The competition for the offense’s top dog is between graduate transfer Brandon Harris, redshirt sophomore Nathan Elliott and redshirt first-years Chazz Surratt and Logan Byrd. Each one brings something different to the table.
Brandon Harris (No. 6)
Brandon Harris reached out to the Tar Heel football staff after his junior season at Louisiana State left him wanting more. After losing his starting job in the middle of the second game of his junior season — and not playing another snap after that — Harris had a decision to make.
Months later, Harris deduced that Chapel Hill was one of the most attractive landing spots in the country — mainly because he thought Fedora’s run-and-gun offense fit his style of play and Mitchell Trubisky’s early departure to the NFL left the possibility for an open starting role — and chose to graduate early from LSU and spend his final year of collegiate eligibility as a Tar Heel.
By all indications, Harris is well-equipped and ready to seize the reins come the Tar Heels’ first game. In terms of physical capabilities, the Bossier City, La., native has the most tools in the toolbox. His strong arm allows him to make “every throw there is,” Fedora said. Not to mention, his accuracy has been solid throughout camp. That is, when he sets his feet properly.
“I think the thing for me is continuing to learn our footwork that we take here because it is totally different than what I did at LSU,” Harris said. “Out of the spread and under the center is totally different.”
When it comes to playbook comprehension, Harris and Fedora agreed that the graduate transfer isn’t at a point where he is completely comfortable.
“Right now, he’s having to think about every detail that’s happening on the field,” Fedora said. “And that tends to make you play a little bit slower.”
Nathan Elliott (No. 11)
It’s cliché, but it's true: what Nathan Elliott doesn’t have in his physical intangibles, he compensates for in his general intellect about the game and knowledge of the system he has already spent three years in.
Elliott thinks his familiarity with the offense is one of his biggest strengths as a candidate for the starting job — especially considering the fact that he’s learned from two of North Carolina’s most talented quarterbacks in program history, Trubisky and Marquise Williams.
He also says that because he is not the strongest or fastest, his efficiency and reliability is what sets him apart.
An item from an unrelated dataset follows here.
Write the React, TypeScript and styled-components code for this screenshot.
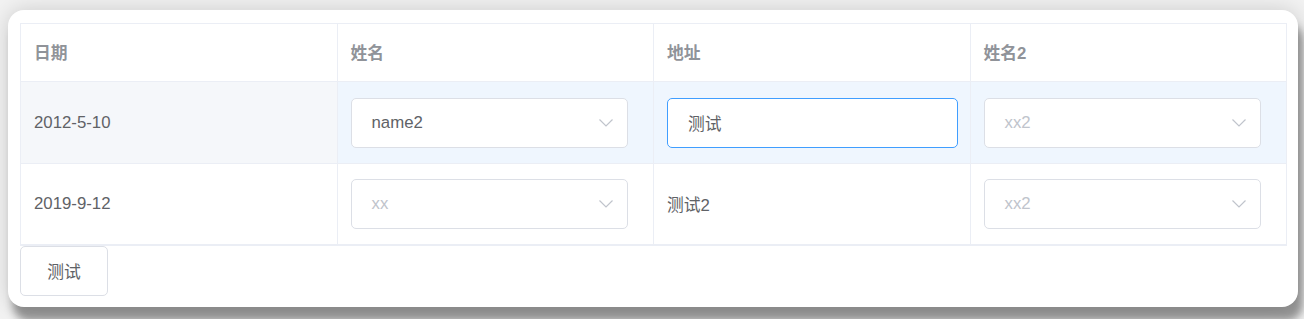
import React from "react";
import styled, { createGlobalStyle } from "styled-components";

const GlobalStyle = createGlobalStyle`
  html, body {
    margin: 0;
    padding: 0;
    background: #f2f2f2;
  }
  body {
    font-family: "Liberation Sans", "Noto Sans CJK SC", sans-serif;
    font-size: 16.8px;
    color: #606266;
  }
`;

const Page = styled.div`
  box-sizing: border-box;
  width: 1304px;
  height: 319px;
  padding: 10px 6px 12px 8px;
  overflow: hidden;
`;

const Card = styled.div`
  box-sizing: border-box;
  width: 1290px;
  height: 297px;
  padding: 13px 11px 11px 12px;
  background: #ffffff;
  border-radius: 16px;
  box-shadow: 5px 14px 8px rgba(0, 0, 0, 0.38), 0 0 22px rgba(0, 0, 0, 0.16);
`;

const Table = styled.table`
  width: 100%;
  table-layout: fixed;
  border-collapse: separate;
  border-spacing: 0;
  border-top: 1px solid #ebeef5;
  border-left: 1px solid #ebeef5;
  border-bottom: 1px solid #ebeef5;
`;

const Th = styled.th`
  box-sizing: border-box;
  height: 58px;
  padding: 0 12px 1px 13px;
  text-align: left;
  font-weight: 700;
  color: #909399;
  border-right: 1px solid #ebeef5;
  border-bottom: 1px solid #ebeef5;
`;

const Td = styled.td<{ $bg?: string; $h: number }>`
  box-sizing: border-box;
  height: ${(p) => p.$h}px;
  padding: 0 12px 0 13px;
  background: ${(p) => p.$bg ?? "#ffffff"};
  border-right: 1px solid #ebeef5;
  border-bottom: 1px solid #ebeef5;
  color: #606266;
  white-space: nowrap;
`;

const SelectBox = styled.div`
  box-sizing: border-box;
  width: 277px;
  height: 50px;
  display: flex;
  align-items: center;
  justify-content: space-between;
  padding: 0 14px 0 20px;
  background: #ffffff;
  border: 1px solid #dcdfe6;
  border-radius: 5px;
`;

const SelectText = styled.span<{ $placeholder?: boolean }>`
  color: ${(p) => (p.$placeholder ? "#c0c4cc" : "#606266")};
`;

const InputBox = styled.div`
  box-sizing: border-box;
  width: 100%;
  height: 50px;
  display: flex;
  align-items: center;
  padding: 0 20px;
  background: #ffffff;
  border: 1px solid #409eff;
  border-radius: 5px;
  color: #606266;
`;

const Button = styled.button`
  box-sizing: border-box;
  width: 88px;
  height: 50px;
  background: #ffffff;
  border: 1px solid #dcdfe6;
  border-radius: 5px;
  font-family: inherit;
  font-size: 16.8px;
  color: #606266;
`;

function Chevron() {
  return (
    <svg width="14" height="8" viewBox="0 0 14 8">
      <polyline points="0.5,0.5 7,7 13.5,0.5" fill="none" stroke="#c0c4cc" strokeWidth="1.2" />
    </svg>
  );
}

function Select({ value, placeholder }: { value?: string; placeholder?: string }) {
  return (
    <SelectBox>
      <SelectText $placeholder={!value}>{value ?? placeholder}</SelectText>
      <Chevron />
    </SelectBox>
  );
}

export default function App() {
  return (
    <>
      <GlobalStyle />
      <Page>
        <Card>
          <Table>
            <thead>
              <tr>
                <Th>日期</Th>
                <Th>姓名</Th>
                <Th>地址</Th>
                <Th>姓名2</Th>
              </tr>
            </thead>
            <tbody>
              <tr>
                <Td $h={82} $bg="#f5f7fa">2012-5-10</Td>
                <Td $h={82} $bg="#eff6fe">
                  <Select value="name2" />
                </Td>
                <Td $h={82} $bg="#eff6fe">
                  <InputBox>测试</InputBox>
                </Td>
                <Td $h={82} $bg="#eff6fe">
                  <Select placeholder="xx2" />
                </Td>
              </tr>
              <tr>
                <Td $h={81}>2019-9-12</Td>
                <Td $h={81}>
                  <Select placeholder="xx" />
                </Td>
                <Td $h={81}>测试2</Td>
                <Td $h={81}>
                  <Select placeholder="xx2" />
                </Td>
              </tr>
            </tbody>
          </Table>
          <Button>测试</Button>
        </Card>
      </Page>
    </>
  );
}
That said, he made sure to note that helping the team trumps any of his desires to obtain the starting role.
“I have to be able to help the other guys if they have any problems,” he said. “Because ultimately it’s whatever is best for our team. That’s what you got to keep in mind.”
Chazz Surratt (No. 12)
No matter if Surratt spends the season on the sidelines or between the hash marks, the redshirt first-year from Denver, N.C., is a Tar Heel investment for the future.
As the former Gatorade Player of the Year in the state of North Carolina and holder of numerous state football records, Surratt is arguably the most talented player in his recruiting class. He did not speak to reporters on Monday, but — if he proves he can be a versatile threat, moving the ball effectively with his arm and legs during the scrimmages this week — this first-year could very well sidestep into the spotlight.
Logan Byrd (No. 14)
Two years ago, Byrd was a four-star recruit, rated a top-10 high school pocket passer in the country. Today, he’s in a four-way battle for the starting spot.
Even though the reps are even across the board right now, the redshirt first-year will most likely have to make the biggest impression on the Tar Heel coaching staff if he wants to run the offense come Sep. 2.
On Monday, gray clouds covered the North Carolina blue sky — which dangles the poetic parallel. In order for North Carolina to reveal its true colors, it will have to rain.
And the rain will come once Fedora announces a quarterback.